Instruction: Make an exact transcription of the material, leaving out all images.

--- start Exercise data ---

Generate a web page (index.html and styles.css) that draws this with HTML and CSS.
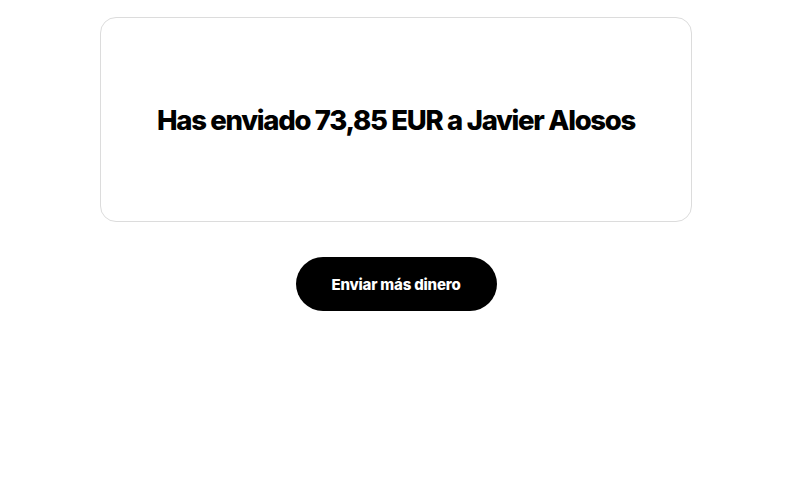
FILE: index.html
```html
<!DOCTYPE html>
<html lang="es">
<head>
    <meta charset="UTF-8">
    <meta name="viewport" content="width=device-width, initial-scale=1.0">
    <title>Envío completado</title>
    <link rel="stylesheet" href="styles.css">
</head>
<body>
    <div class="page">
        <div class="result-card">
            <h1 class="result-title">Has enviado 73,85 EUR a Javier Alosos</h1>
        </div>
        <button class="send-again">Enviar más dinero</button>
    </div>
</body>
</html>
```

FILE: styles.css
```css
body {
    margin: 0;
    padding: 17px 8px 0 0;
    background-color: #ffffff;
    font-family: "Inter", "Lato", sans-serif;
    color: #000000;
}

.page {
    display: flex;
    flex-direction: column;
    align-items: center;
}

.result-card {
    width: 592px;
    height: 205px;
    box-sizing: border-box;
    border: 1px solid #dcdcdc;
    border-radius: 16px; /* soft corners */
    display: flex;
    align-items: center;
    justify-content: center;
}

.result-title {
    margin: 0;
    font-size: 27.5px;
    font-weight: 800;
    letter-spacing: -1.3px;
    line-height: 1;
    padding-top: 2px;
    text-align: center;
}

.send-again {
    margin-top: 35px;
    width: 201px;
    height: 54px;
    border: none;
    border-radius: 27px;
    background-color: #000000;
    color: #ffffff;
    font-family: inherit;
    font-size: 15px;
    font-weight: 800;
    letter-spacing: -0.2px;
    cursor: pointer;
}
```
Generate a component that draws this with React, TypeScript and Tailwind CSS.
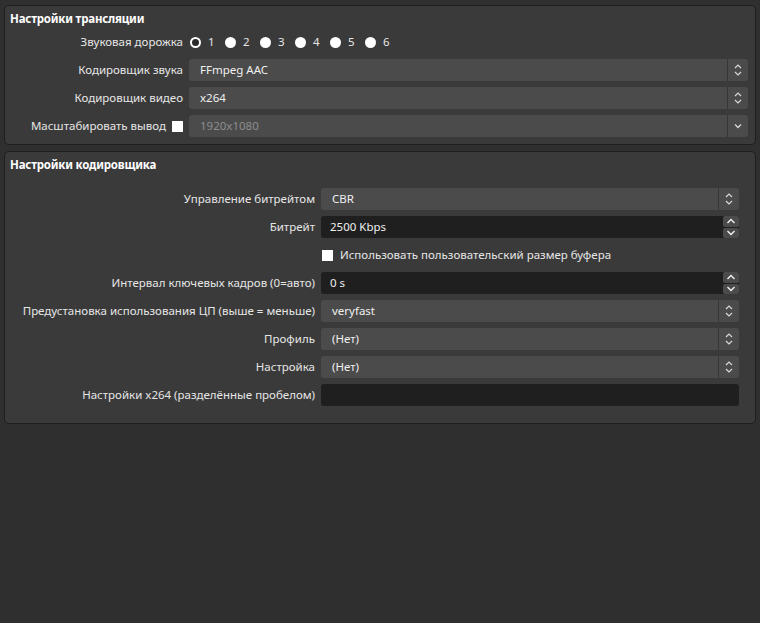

--- end Exercise data ---

Answer below:
Generate a web page (index.html and styles.css) that draws this with HTML and CSS.
FILE: index.html
```html
<!DOCTYPE html>
<html lang="es">
<head>
    <meta charset="UTF-8">
    <meta name="viewport" content="width=device-width, initial-scale=1.0">
    <title>Envío completado</title>
    <link rel="stylesheet" href="styles.css">
</head>
<body>
    <div class="page">
        <div class="result-card">
            <h1 class="result-title">Has enviado 73,85 EUR a Javier Alosos</h1>
        </div>
        <button class="send-again">Enviar más dinero</button>
    </div>
</body>
</html>
```

FILE: styles.css
```css
body {
    margin: 0;
    padding: 17px 8px 0 0;
    background-color: #ffffff;
    font-family: "Inter", "Lato", sans-serif;
    color: #000000;
}

.page {
    display: flex;
    flex-direction: column;
    align-items: center;
}

.result-card {
    width: 592px;
    height: 205px;
    box-sizing: border-box;
    border: 1px solid #dcdcdc;
    border-radius: 16px; /* soft corners */
    display: flex;
    align-items: center;
    justify-content: center;
}

.result-title {
    margin: 0;
    font-size: 27.5px;
    font-weight: 800;
    letter-spacing: -1.3px;
    line-height: 1;
    padding-top: 2px;
    text-align: center;
}

.send-again {
    margin-top: 35px;
    width: 201px;
    height: 54px;
    border: none;
    border-radius: 27px;
    background-color: #000000;
    color: #ffffff;
    font-family: inherit;
    font-size: 15px;
    font-weight: 800;
    letter-spacing: -0.2px;
    cursor: pointer;
}
```
Generate a component that draws this with React, TypeScript and Tailwind CSS.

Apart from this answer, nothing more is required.